Green was the only American athlete at the Pyongyang Open that year, and found himself placed in a round-robin group with a Chinese player and two North Koreans. "I wanted the North Koreans to realise that Americans aren't their enemies," he would explain to the New York Times.

He stood out to the 5,000-strong North Korean crowd for two reasons. Not only was he American, he was a Black American. "You can feel the eyes of everyone looking at you because you're very different," he said. "It's the most eerie, like really strange, feeling.

"My opponent makes a great point and they clap but it's not like a normal clap – it's like a clap as if this was the Olympics and he was the underdog. Then he made another point and it got louder and louder and with every point he made it got insanely loud, like this is the final game, the final point of the Olympics. This is the preliminary round!"

Green lost all three of his round-robin matches in straight games – as he had done in many other tournaments – but left a lasting impact.

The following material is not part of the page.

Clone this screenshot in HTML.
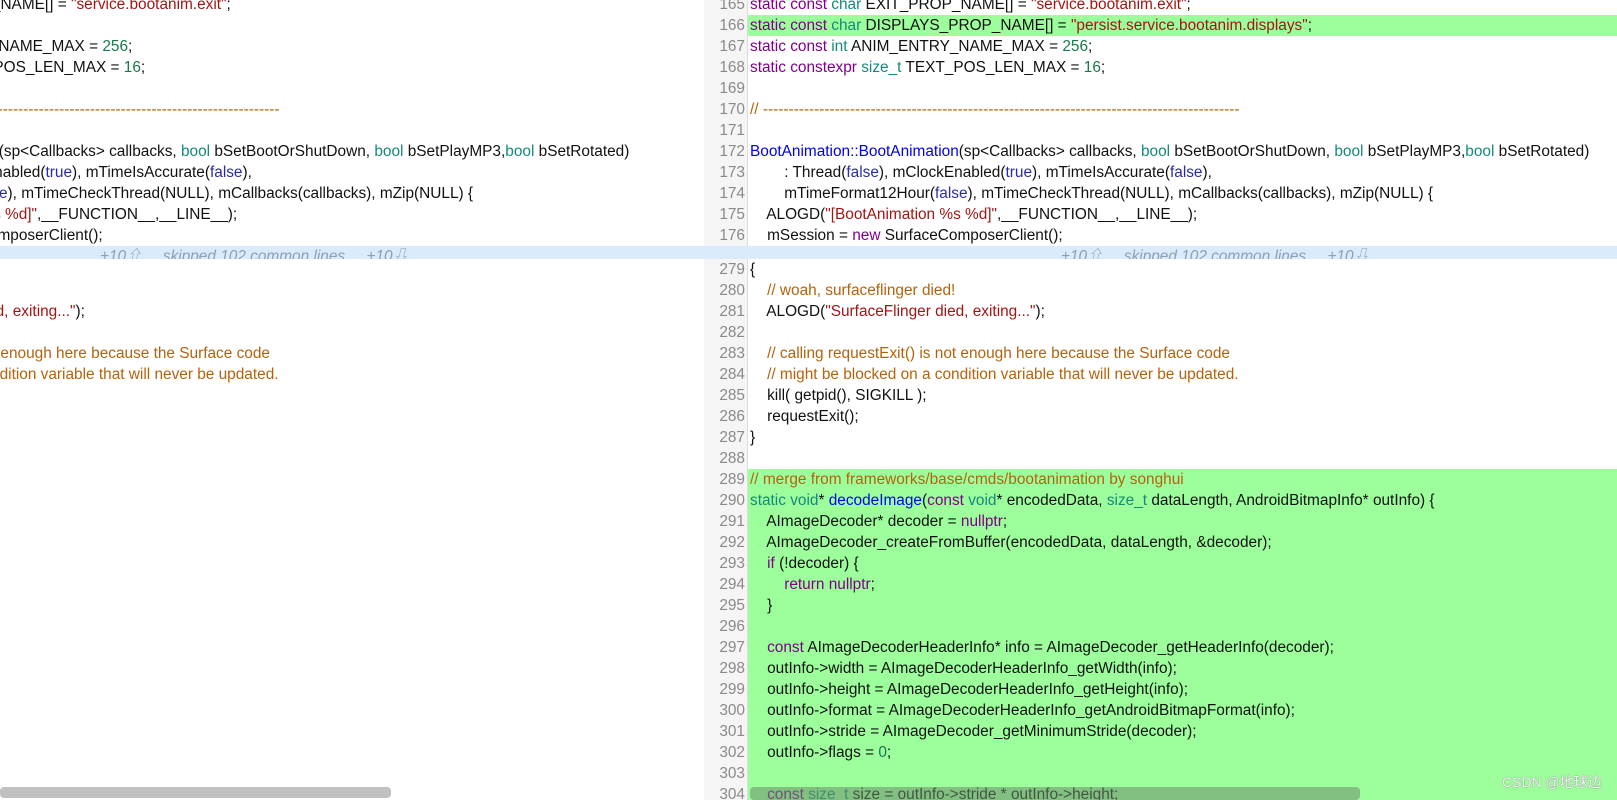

After losing, he recalled, "I looked up and I just smiled and as I looked at everyone, people started smiling back. And after he wins, we go to shake hands, right? He didn't want to shake my hand and I grab him by his hand, pulled him in and gave him the biggest bear hug in the world and the craziest thing was the crowd cheering."

Green retired from competitive international play after 2016. His final record in ITTF events? One match won in singles, two in doubles, across a career spanning from 2001 to 2016.

These days, he runs pick-up table tennis games, casually, in a park in Manhattan in addition to his regular appearances at the table tennis social clubs in New York City, both playing and coaching. Green is also an inspirational speaker.

Table tennis gave him so much – and saved his life.